We are given the equation \(\cos^2(x) - 4\cos(x) - 1 = 0\) and we need to find all solutions in the interval \([0, 2\pi)\).

### Step 1: Let \( u = \cos(x) \)
We can rewrite the equation as a quadratic equation in terms of \( u \):
\[
u^2 - 4u - 1 = 0
\]

### Step 2: Solve the quadratic equation
To solve the quadratic equation, we use the quadratic formula:
\[
u = \frac{-b \pm \sqrt{b^2 - 4ac}}{2a}
\]
where \( a = 1 \), \( b = -4 \), and \( c = -1 \).
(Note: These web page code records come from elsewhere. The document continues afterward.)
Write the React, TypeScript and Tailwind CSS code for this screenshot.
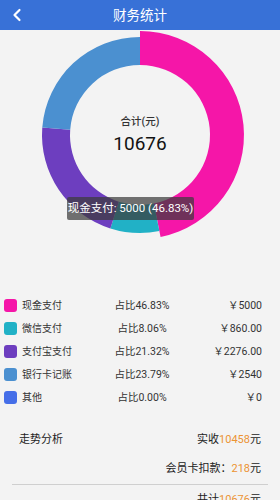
import React from "react";

const CX = 140;
const CY = 105;

function arc(r0: number, r1: number, a0: number, a1: number) {
  const p = (r: number, a: number) => {
    const rad = ((a - 90) * Math.PI) / 180;
    return `${(CX + r * Math.cos(rad)).toFixed(2)} ${(CY + r * Math.sin(rad)).toFixed(2)}`;
  };
  const large = a1 - a0 > 180 ? 1 : 0;
  return `M ${p(r1, a0)} A ${r1} ${r1} 0 ${large} 1 ${p(r1, a1)} L ${p(r0, a1)} A ${r0} ${r0} 0 ${large} 0 ${p(r0, a0)} Z`;
}

const data = [
  { name: "现金支付", pct: 46.83, pctText: "占比46.83%", amt: "￥5000", color: "#f516a8" },
  { name: "微信支付", pct: 8.06, pctText: "占比8.06%", amt: "￥860.00", color: "#21b1c6" },
  { name: "支付宝支付", pct: 21.32, pctText: "占比21.32%", amt: "￥2276.00", color: "#6d3ebf" },
  { name: "银行卡记账", pct: 23.79, pctText: "占比23.79%", amt: "￥2540", color: "#4b90d0" },
  { name: "其他", pct: 0, pctText: "占比0.00%", amt: "￥0", color: "#456ee8" },
];

export default function App() {
  let acc = 0;
  const segs = data
    .filter((d) => d.pct > 0)
    .map((d, i) => {
      const a0 = (acc / 100) * 360;
      acc += d.pct;
      const a1 = (acc / 100) * 360;
      return <path key={i} d={arc(70, i === 0 ? 104 : 98, a0, a1)} fill={d.color} />;
    });

  return (
    <div
      className="w-[280px] h-[500px] overflow-hidden bg-[#f3f3f3] text-[#222]"
      style={{ fontFamily: 'Roboto, "Noto Sans CJK SC", sans-serif' }}
    >
      <div className="h-[30px] bg-[#3871d7] relative flex items-center justify-center">
        <svg className="absolute left-[11px] top-[8px]" width="12" height="14" viewBox="0 0 12 14">
          <path d="M8.5 2 L3.5 7 L8.5 12" stroke="#fff" strokeWidth="2.2" fill="none" strokeLinecap="round" strokeLinejoin="round" />
        </svg>
        <span className="text-white text-[13.5px]">财务统计</span>
      </div>

      <div className="relative h-[264px]">
        <svg width="280" height="264" viewBox="0 0 280 264">
          {segs}
        </svg>
        <div className="absolute left-0 right-0 top-[85px] flex flex-col items-center">
          <span className="text-[10.5px] font-medium text-[#333] leading-[14px]">合计(元)</span>
          <span className="text-[19px] leading-[24px] mt-[3px] text-[#111]">10676</span>
        </div>
        <div className="absolute left-[67px] top-[167px] w-[127px] h-[23px] rounded-[2px] bg-[rgba(60,60,60,0.72)] flex items-center justify-center">
          <span className="text-white text-[11.5px] whitespace-nowrap">现金支付: 5000 (46.83%)</span>
        </div>
      </div>

      <div className="flex flex-col pl-[4px] pr-[18px]">
        {data.map((d) => (
          <div key={d.name} className="grid grid-cols-[98px_80px_1fr] h-[23px] items-center text-[10.5px] text-[#333]">
            <div className="flex items-center gap-[5px]">
              <span className="w-[13px] h-[13px] rounded-[3px] shrink-0" style={{ backgroundColor: d.color }} />
              <span className="text-[10px]">{d.name}</span>
            </div>
            <div className="text-center">{d.pctText}</div>
            <div className="text-right">{d.amt}</div>
          </div>
        ))}
      </div>

      <div className="mt-[23px] px-[19px] flex items-center justify-between h-[16px] text-[11px] text-[#222]">
        <span>走势分析</span>
        <span>
          实收<span className="text-[#ec9433]">10458</span>元
        </span>
      </div>
      <div className="mt-[13px] px-[19px] flex justify-end h-[16px] items-center text-[11px] text-[#222]">
        <span>
          会员卡扣款：<span className="text-[#ec9433]">218</span>元
        </span>
      </div>
      <div className="mx-[12px] mt-[7px] h-px bg-[#cfcfcf]" />
      <div className="mt-[7px] px-[19px] flex justify-end h-[16px] items-center text-[11px] text-[#222]">
        <span>
          共计<span className="text-[#ec9433]">10676</span>元
        </span>
      </div>
    </div>
  );
}
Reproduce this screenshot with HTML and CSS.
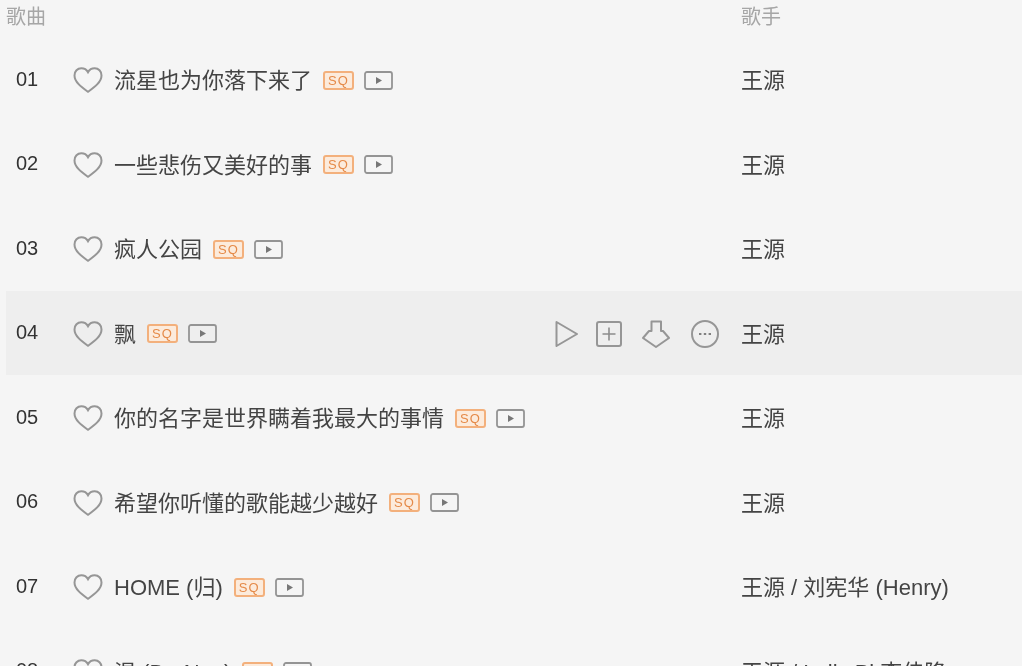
FILE: index.html
```html
<!DOCTYPE html>
<html lang="zh-CN">
<head>
  <meta charset="UTF-8">
  <title>歌曲列表</title>
  <link rel="stylesheet" href="styles.css">
</head>
<body>
  <svg class="defs" xmlns="http://www.w3.org/2000/svg">
    <defs>
      <symbol id="heart" viewBox="0 0 30 26">
        <path d="M15 24.800C8.500 20 1.500 15 1.500 8.400 1.500 4.300 4.500 1.300 8.300 1.300c2.900 0 5.300 1.300 6.700 3.900 1.400-2.600 3.800-3.900 6.700-3.900 3.800 0 6.800 3 6.800 7.100 0 6.600-7 11.600-13.500 16.400z" fill="none" stroke="#969696" stroke-width="2"/>
      </symbol>
      <symbol id="mv" viewBox="0 0 29 19">
        <rect x="1" y="1" width="27" height="17" rx="2" fill="none" stroke="#949494" stroke-width="1.800"/>
        <path d="M12 6l6 3.500-6 3.500z" fill="#777"/>
      </symbol>
    </defs>
  </svg>

  <div class="head">
    <span class="col-song">歌曲</span>
    <span class="col-artist">歌手</span>
  </div>

  <div class="row">
    <span class="num">01</span>
    <svg class="heart"><use href="#heart"/></svg>
    <div class="song"><span class="title">流星也为你落下来了</span><span class="sq">SQ</span><svg class="mv"><use href="#mv"/></svg></div>
    <span class="artist">王源</span>
  </div>
  <div class="row">
    <span class="num">02</span>
    <svg class="heart"><use href="#heart"/></svg>
    <div class="song"><span class="title">一些悲伤又美好的事</span><span class="sq">SQ</span><svg class="mv"><use href="#mv"/></svg></div>
    <span class="artist">王源</span>
  </div>
  <div class="row">
    <span class="num">03</span>
    <svg class="heart"><use href="#heart"/></svg>
    <div class="song"><span class="title">疯人公园</span><span class="sq">SQ</span><svg class="mv"><use href="#mv"/></svg></div>
    <span class="artist">王源</span>
  </div>
  <div class="row active">
    <span class="num">04</span>
    <svg class="heart"><use href="#heart"/></svg>
    <div class="song"><span class="title">飘</span><span class="sq">SQ</span><svg class="mv"><use href="#mv"/></svg></div>
    <div class="tools">
      <svg class="tool" viewBox="0 0 28 28"><path d="M4.500 2L25 14 4.500 26z" fill="none" stroke="#969696" stroke-width="2" stroke-linejoin="round"/></svg>
      <svg class="tool add" viewBox="0 0 28 28"><rect x="2" y="2" width="24" height="24" rx="2" fill="none" stroke="#969696" stroke-width="2"/><path d="M14 7.500v13M7.500 14h13" stroke="#8c8c8c" stroke-width="1.600"/></svg>
      <svg class="tool down" viewBox="0 0 28 28"><path d="M9.500 1.500h9.500v9.500h2L27 18 14 27 1 18 7 11h2.500z" fill="none" stroke="#969696" stroke-width="2" stroke-linejoin="round"/></svg>
      <svg class="tool more" viewBox="0 0 28 28"><circle cx="14" cy="14" r="13" fill="none" stroke="#969696" stroke-width="2"/><path d="M8 14h2.400M12.800 14h2.400M17.600 14h2.400" stroke="#808080" stroke-width="2"/></svg>
    </div>
    <span class="artist">王源</span>
  </div>
  <div class="row">
    <span class="num">05</span>
    <svg class="heart"><use href="#heart"/></svg>
    <div class="song"><span class="title">你的名字是世界瞒着我最大的事情</span><span class="sq">SQ</span><svg class="mv"><use href="#mv"/></svg></div>
    <span class="artist">王源</span>
  </div>
  <div class="row">
    <span class="num">06</span>
    <svg class="heart"><use href="#heart"/></svg>
    <div class="song"><span class="title">希望你听懂的歌能越少越好</span><span class="sq">SQ</span><svg class="mv"><use href="#mv"/></svg></div>
    <span class="artist">王源</span>
  </div>
  <div class="row">
    <span class="num">07</span>
    <svg class="heart"><use href="#heart"/></svg>
    <div class="song"><span class="title">HOME (归)</span><span class="sq">SQ</span><svg class="mv"><use href="#mv"/></svg></div>
    <span class="artist">王源 / 刘宪华 (Henry)</span>
  </div>
  <div class="row">
    <span class="num">08</span>
    <svg class="heart"><use href="#heart"/></svg>
    <div class="song"><span class="title">渴 (Dr. Non)</span><span class="sq">SQ</span><svg class="mv"><use href="#mv"/></svg></div>
    <span class="artist">王源 / Lolly Bi 李佳隆</span>
  </div>
</body>
</html>
```

FILE: styles.css
```css
html, body {margin: 0; height: 100%; overflow: hidden}
body {
  background: #f5f5f5;
  font-family: "Liberation Sans", "Noto Sans CJK SC", sans-serif;
  font-size: 22px;
  color: #444;
  filter: blur(0.5px); /* reference is a soft upscaled capture */
}

.defs {
  display: none;
}

.head {
  display: flex;
  box-sizing: border-box;
  height: 37px;
  padding-bottom: 6px;
  align-items: center;
  font-size: 20px;
  color: #a6a6a6;
}
.col-song {
  width: 741px;
  padding-left: 6px;
  box-sizing: border-box;
}

.row {
  display: flex;
  align-items: center;
  box-sizing: border-box;
  height: 84.5px;
  padding-top: 1.5px;
  margin-left: 6px;
}
.row.active {
  background: #eeeeee;
}

.num {
  width: 67px;
  padding-left: 10px;
  margin-bottom: 2px;
  box-sizing: border-box;
  font-size: 20px;
  color: #333;
}
.heart {
  width: 30px;
  height: 26px;
  margin-right: 11px;
}
.song {
  display: flex;
  align-items: center;
  flex: 1;
  min-width: 0;
}
.title {
  margin-right: 11px;
  margin-bottom: 4px;
  white-space: nowrap;
}
.sq {
  width: 31px;
  height: 19px;
  box-sizing: border-box;
  border: 2px solid #f3b07c;
  border-radius: 3px;
  background: #fcebdc;
  color: #e58a48;
  font-size: 13px;
  letter-spacing: 1px;
  line-height: 15px;
  text-align: center;
  margin-right: 10px;
}
.mv {
  width: 29px;
  height: 19px;
}

.tools {
  display: flex;
  align-items: center;
  margin-right: 22px;
}
.tool {
  width: 28px;
  height: 28px;
}
.add {
  margin-left: 15px;
}
.down {
  margin-left: 19px;
}
.more {
  margin-left: 21px;
}

.artist {
  width: 281px;
  margin-bottom: 4px;
}
```
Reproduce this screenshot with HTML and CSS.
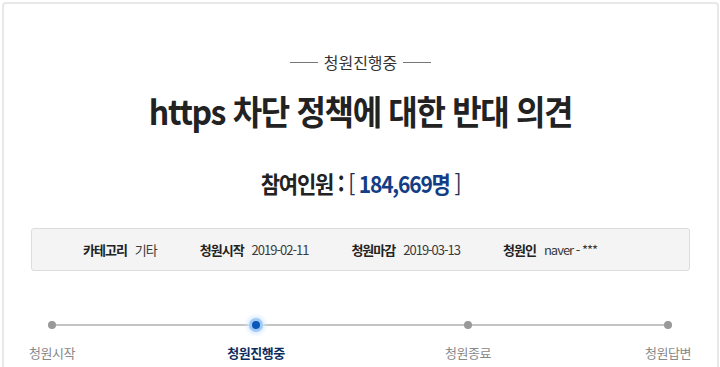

Plugging in these values, we get:
\[
u = \frac{-(-4) \pm \sqrt{(-4)^2 - 4(1)(-1)}}{2(1)}
\]
\[
u = \frac{4 \pm \sqrt{16 + 4}}{2}
\]
\[
u = \frac{4 \pm \sqrt{20}}{2}
\]
\[
u = \frac{4 \pm 2\sqrt{5}}{2}
\]
\[
u = 2 \pm \sqrt{5}
\]

### Step 3: Analyze the solutions
Now, we have two potential solutions for \( u \):
\[
u_1 = 2 + \sqrt{5}, \quad u_2 = 2 - \sqrt{5}
\]
However, since \( u = \cos(x) \) and the cosine of an angle is always between \(-1\) and \(1\), we discard \( u_1 = 2 + \sqrt{5} \) because it is greater than 1. Thus, we only consider:
\[
u = 2 - \sqrt{5}
\]

### Step 4: Find the corresponding angle \( x \)
To find \( x \), we solve:
\[
\cos(x) = 2 - \sqrt{5}
\]
Since the cosine function is even, \( x \) will have two solutions within the interval \([0, 2\pi)\):
\[
x_1 = \cos^{-1}(2 - \sqrt{5})
\]
\[
x_2 = 2\pi - \cos^{-1}(2 - \sqrt{5})
\]

### Step 5: Calculate the solutions
Let's calculate the approximate values for \( x_1 \) and \( x_2 \) in radians:

\[
x_1 \approx \cos^{-1}(2 - \sqrt{5}) \approx \cos^{-1}(-0.2361) \approx 1.8091 \, \text{radians}
\]
\[
x_2 \approx 2\pi - 1.8091 \approx 4.4741 \, \text{radians}
\]

### Final Answer
The solutions in the interval \([0, 2\pi)\) are:
\[
\boxed{1.8091 \, \text{radians}, \, 4.4741 \, \text{radians}}
\]

Would you like a detailed explanation of any step?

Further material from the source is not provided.